SMSFs shake off home bias, shift to international equities
Australian investors’ love for domestic equities remains strong, but repeated exhortations from advisers to diversify seem to be finally taking root, with interest in international equities superseding that of domestic equities, according to recent data from VanEck.
Investors in Australia – especially retirement age investors who prioritise income yielding investments – have historically preferred domestic equities because of the imputation credits attached, effectively doubling the income paid.
For advisers and investors alike, the idiosyncratic nature of our franking credit system has always provided an investment conundrum: how heavily do you tilt to domestic equities to capture the extra income while also adhering to basic principles of asset allocation risk by spreading investments across classes?
That tension seems to be settling, with “more people than ever” looking to expand their overseas portfolio, according to VanEck. More than 75 per cent of Australian investors are planning to invest internationally next year, while about 70 per cent are considering domestic equities.
Part of the shift is being put down to the increasing popularity of ETFs which are cheap, readily available, enjoy almost absolute liquidity and have benefitted from more than a decade of tracking indices that have been on a record bull run. International equity ETFs have proliferated in this time, giving investors an easy access point they didn’t have before.
“The Australian investor profile is changing,” says Arian Neiron, VanEck Asia Pacific chief investment officer and managing director. “Australians have historically demonstrated a home bias in their portfolios, despite the domestic market representing only a small portion of the opportunities available in the global investment universe. The increasing desire to include offshore exposure aligns with the rapid growth of ETFs in the Australian market that offer access to nearly every asset class and market around the world.”
It comes as no surprise that ETFs are the most popular investment vehicle, with 60 per cent of surveyed respondents saying this option was their favourite investment product. For those under 40, that number increased to 80 per cent.
“Additionally, two-thirds of respondents plan to increase their ETF investments in the next 12 months, reflecting a rise from 59 per cent in the previous year,” VanEck adds. “Fifty-nine per cent of SMSF investors plan on increasing their allocation to ETFs.
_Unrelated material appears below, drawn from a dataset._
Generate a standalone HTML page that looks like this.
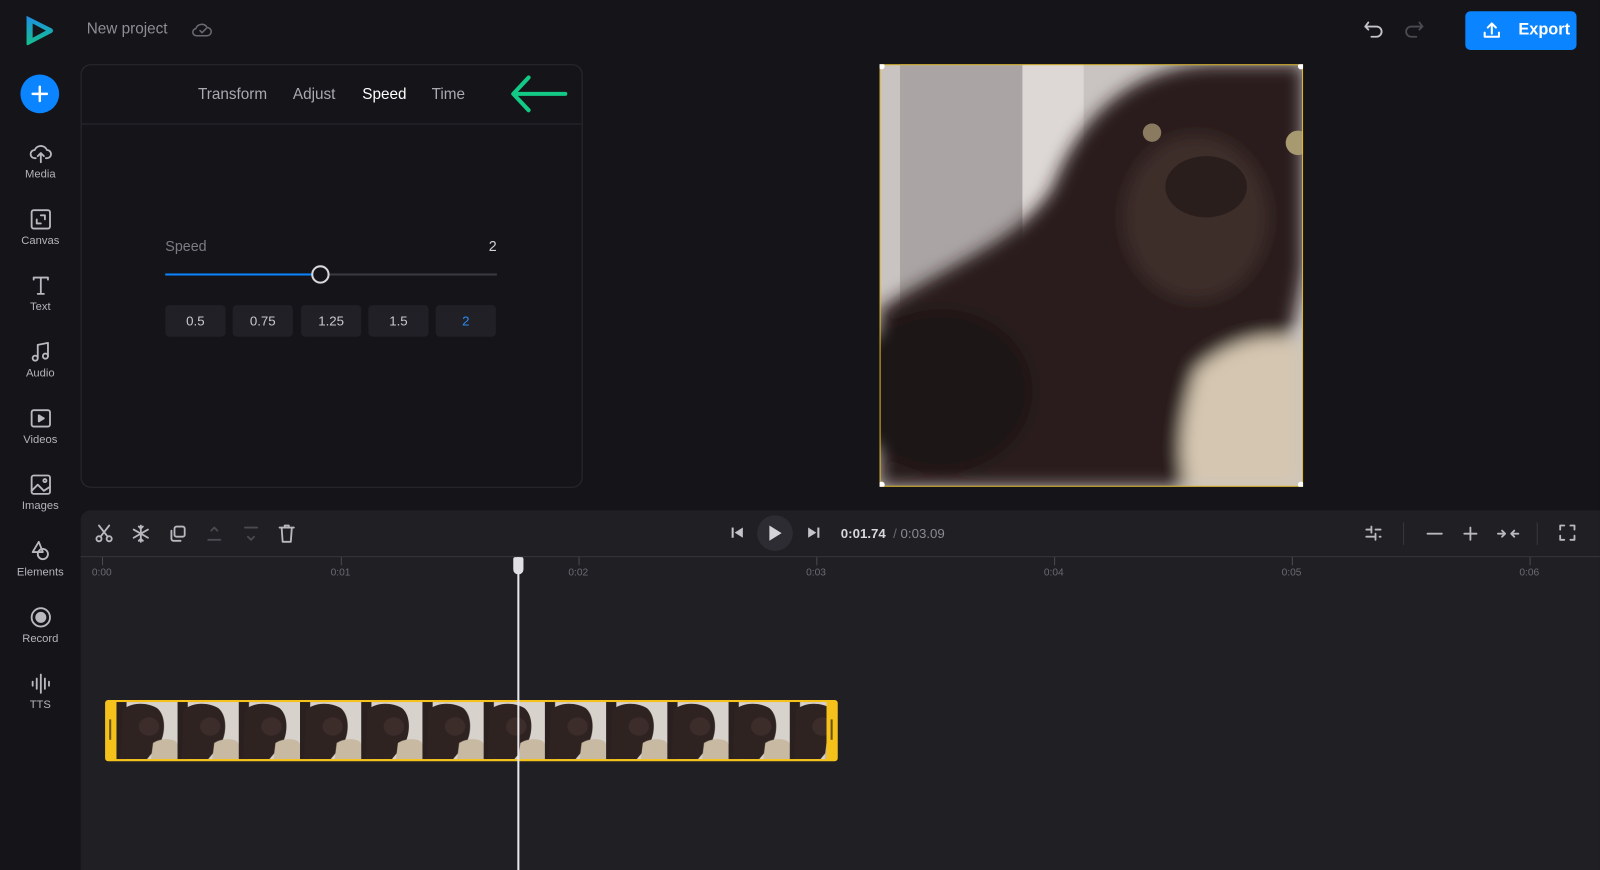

One in three investors now use ETFs for more than half their portfolio.”
According to Neiron, the growth of ETFs will continue, only adding to investors’ collective access to diversified investment products.
“The growth trajectory of the Australian ETF industry continues to accelerate with record-breaking flows to many of the leading funds,” he says. “By the end of 2024, we expect the ETF market in Australia to reach $220 billion in real passive ETF funds under management (i.e. not including flows into unlisted funds).”